## WORK TO COMPLETE
Pictures within the data are to be left out; everything else must be reproduced exactly.

## GIVEN DATA
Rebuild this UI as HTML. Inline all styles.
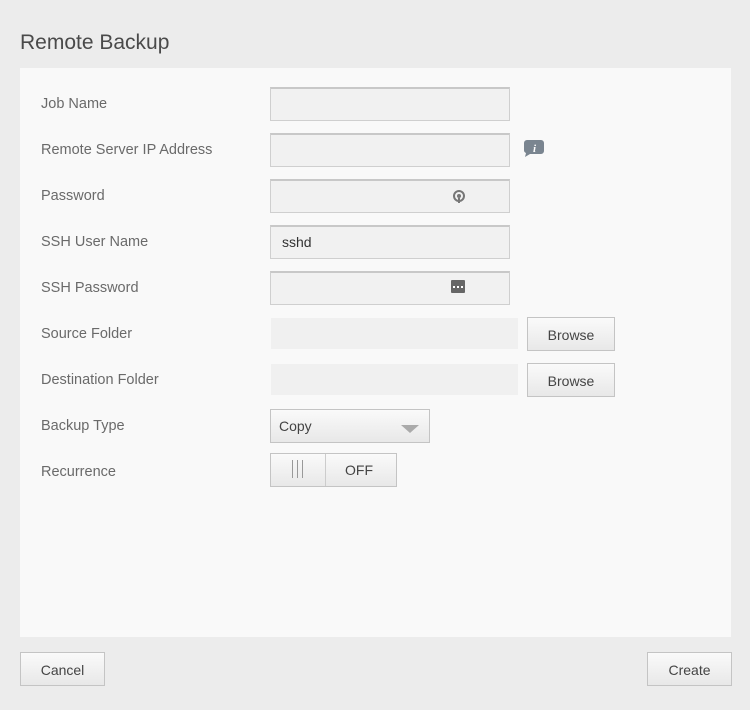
<!DOCTYPE html>
<html><head><style>
body{margin:0;width:750px;height:710px;background:#ececec;font-family:"Liberation Sans",sans-serif;position:relative;overflow:hidden}
.t{position:absolute;left:20px;top:31px;font-size:21px;color:#4a4a4a}
.panel{position:absolute;left:20px;top:68px;width:711px;height:569px;background:#f9f9f9}
.l{position:absolute;left:41px;font-size:14.5px;color:#6a6a6a}
.in{position:absolute;left:270px;width:238px;height:31px;background:#f1f1f1;border:1px solid #cfcfcf;border-top:2px solid #c8c8c8;box-sizing:border-box;font-size:14px;color:#333;padding:7px 11px}
.ro{position:absolute;left:271px;width:247px;height:31px;background:#f0f0f0}
.btn{position:absolute;background:linear-gradient(#fafafa,#e8e8e8);border:1px solid #c4c4c4;box-sizing:border-box;font-size:14px;color:#444;text-align:center}
.v{position:absolute;top:460px;width:1px;height:18px;background:#999}
</style></head><body>
<div class="t">Remote Backup</div>
<div class="panel"></div>
<div class="l" style="top:96px">Job Name</div>
<div class="l" style="top:142px">Remote Server IP Address</div>
<div class="l" style="top:188px">Password</div>
<div class="l" style="top:234px">SSH User Name</div>
<div class="l" style="top:280px">SSH Password</div>
<div class="l" style="top:326px">Source Folder</div>
<div class="l" style="top:372px">Destination Folder</div>
<div class="l" style="top:418px">Backup Type</div>
<div class="l" style="top:464px">Recurrence</div>
<div class="in" style="top:87px;width:240px;height:34px"></div>
<div class="in" style="top:133px;width:240px;height:34px"></div>
<svg style="position:absolute;left:523px;top:139px" width="22" height="19"><path d="M4 1h14a3 3 0 0 1 3 3v8a3 3 0 0 1-3 3H7l-5 3 1-4a3 3 0 0 1-2-3V4a3 3 0 0 1 3-3z" fill="#7a8590"/><text x="10" y="13" font-size="11" font-style="italic" font-weight="bold" fill="#fff" font-family="Liberation Serif">i</text></svg>
<div class="in" style="top:179px;width:240px;height:34px"></div>
<svg style="position:absolute;left:452px;top:189px" width="14" height="15"><circle cx="7" cy="7" r="5" fill="none" stroke="#777" stroke-width="2"/><circle cx="7" cy="7" r="2" fill="#777"/><path d="M7 9v5" stroke="#777" stroke-width="2"/></svg>
<div class="in" style="top:225px;width:240px;height:34px">sshd</div>
<div class="in" style="top:271px;width:240px;height:34px"></div>
<div style="position:absolute;left:451px;top:280px;width:14px;height:13px;background:#666;border-radius:1px"><div style="margin:6px 2px;height:2px;border-top:2px dotted #fff"></div></div>
<div class="ro" style="top:318px"></div>
<div class="ro" style="top:364px"></div>
<div class="btn" style="left:527px;top:317px;width:88px;height:34px;padding-top:9px">Browse</div>
<div class="btn" style="left:527px;top:363px;width:88px;height:34px;padding-top:9px">Browse</div>
<div class="btn" style="left:270px;top:409px;width:160px;height:34px;text-align:left;padding:8px 8px">Copy</div>
<div style="position:absolute;left:401px;top:425px;border-left:9px solid transparent;border-right:9px solid transparent;border-top:8px solid #aaa"></div>
<div class="btn" style="left:270px;top:453px;width:127px;height:34px"></div>
<div style="position:absolute;left:325px;top:454px;width:1px;height:32px;background:#ccc"></div>
<div class="v" style="left:292px"></div>
<div class="v" style="left:297px"></div>
<div class="v" style="left:302px"></div>
<div style="position:absolute;left:345px;top:462px;font-size:14px;color:#444">OFF</div>
<div class="btn" style="left:20px;top:652px;width:85px;height:34px;padding-top:9px">Cancel</div>
<div class="btn" style="left:647px;top:652px;width:85px;height:34px;padding-top:9px">Create</div>
</body></html>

## TASK RESULT
Rebuild this UI as HTML. Inline all styles.
<!DOCTYPE html>
<html><head><style>
body{margin:0;width:750px;height:710px;background:#ececec;font-family:"Liberation Sans",sans-serif;position:relative;overflow:hidden}
.t{position:absolute;left:20px;top:31px;font-size:21px;color:#4a4a4a}
.panel{position:absolute;left:20px;top:68px;width:711px;height:569px;background:#f9f9f9}
.l{position:absolute;left:41px;font-size:14.5px;color:#6a6a6a}
.in{position:absolute;left:270px;width:238px;height:31px;background:#f1f1f1;border:1px solid #cfcfcf;border-top:2px solid #c8c8c8;box-sizing:border-box;font-size:14px;color:#333;padding:7px 11px}
.ro{position:absolute;left:271px;width:247px;height:31px;background:#f0f0f0}
.btn{position:absolute;background:linear-gradient(#fafafa,#e8e8e8);border:1px solid #c4c4c4;box-sizing:border-box;font-size:14px;color:#444;text-align:center}
.v{position:absolute;top:460px;width:1px;height:18px;background:#999}
</style></head><body>
<div class="t">Remote Backup</div>
<div class="panel"></div>
<div class="l" style="top:96px">Job Name</div>
<div class="l" style="top:142px">Remote Server IP Address</div>
<div class="l" style="top:188px">Password</div>
<div class="l" style="top:234px">SSH User Name</div>
<div class="l" style="top:280px">SSH Password</div>
<div class="l" style="top:326px">Source Folder</div>
<div class="l" style="top:372px">Destination Folder</div>
<div class="l" style="top:418px">Backup Type</div>
<div class="l" style="top:464px">Recurrence</div>
<div class="in" style="top:87px;width:240px;height:34px"></div>
<div class="in" style="top:133px;width:240px;height:34px"></div>
<svg style="position:absolute;left:523px;top:139px" width="22" height="19"><path d="M4 1h14a3 3 0 0 1 3 3v8a3 3 0 0 1-3 3H7l-5 3 1-4a3 3 0 0 1-2-3V4a3 3 0 0 1 3-3z" fill="#7a8590"/><text x="10" y="13" font-size="11" font-style="italic" font-weight="bold" fill="#fff" font-family="Liberation Serif">i</text></svg>
<div class="in" style="top:179px;width:240px;height:34px"></div>
<svg style="position:absolute;left:452px;top:189px" width="14" height="15"><circle cx="7" cy="7" r="5" fill="none" stroke="#777" stroke-width="2"/><circle cx="7" cy="7" r="2" fill="#777"/><path d="M7 9v5" stroke="#777" stroke-width="2"/></svg>
<div class="in" style="top:225px;width:240px;height:34px">sshd</div>
<div class="in" style="top:271px;width:240px;height:34px"></div>
<div style="position:absolute;left:451px;top:280px;width:14px;height:13px;background:#666;border-radius:1px"><div style="margin:6px 2px;height:2px;border-top:2px dotted #fff"></div></div>
<div class="ro" style="top:318px"></div>
<div class="ro" style="top:364px"></div>
<div class="btn" style="left:527px;top:317px;width:88px;height:34px;padding-top:9px">Browse</div>
<div class="btn" style="left:527px;top:363px;width:88px;height:34px;padding-top:9px">Browse</div>
<div class="btn" style="left:270px;top:409px;width:160px;height:34px;text-align:left;padding:8px 8px">Copy</div>
<div style="position:absolute;left:401px;top:425px;border-left:9px solid transparent;border-right:9px solid transparent;border-top:8px solid #aaa"></div>
<div class="btn" style="left:270px;top:453px;width:127px;height:34px"></div>
<div style="position:absolute;left:325px;top:454px;width:1px;height:32px;background:#ccc"></div>
<div class="v" style="left:292px"></div>
<div class="v" style="left:297px"></div>
<div class="v" style="left:302px"></div>
<div style="position:absolute;left:345px;top:462px;font-size:14px;color:#444">OFF</div>
<div class="btn" style="left:20px;top:652px;width:85px;height:34px;padding-top:9px">Cancel</div>
<div class="btn" style="left:647px;top:652px;width:85px;height:34px;padding-top:9px">Create</div>
</body></html>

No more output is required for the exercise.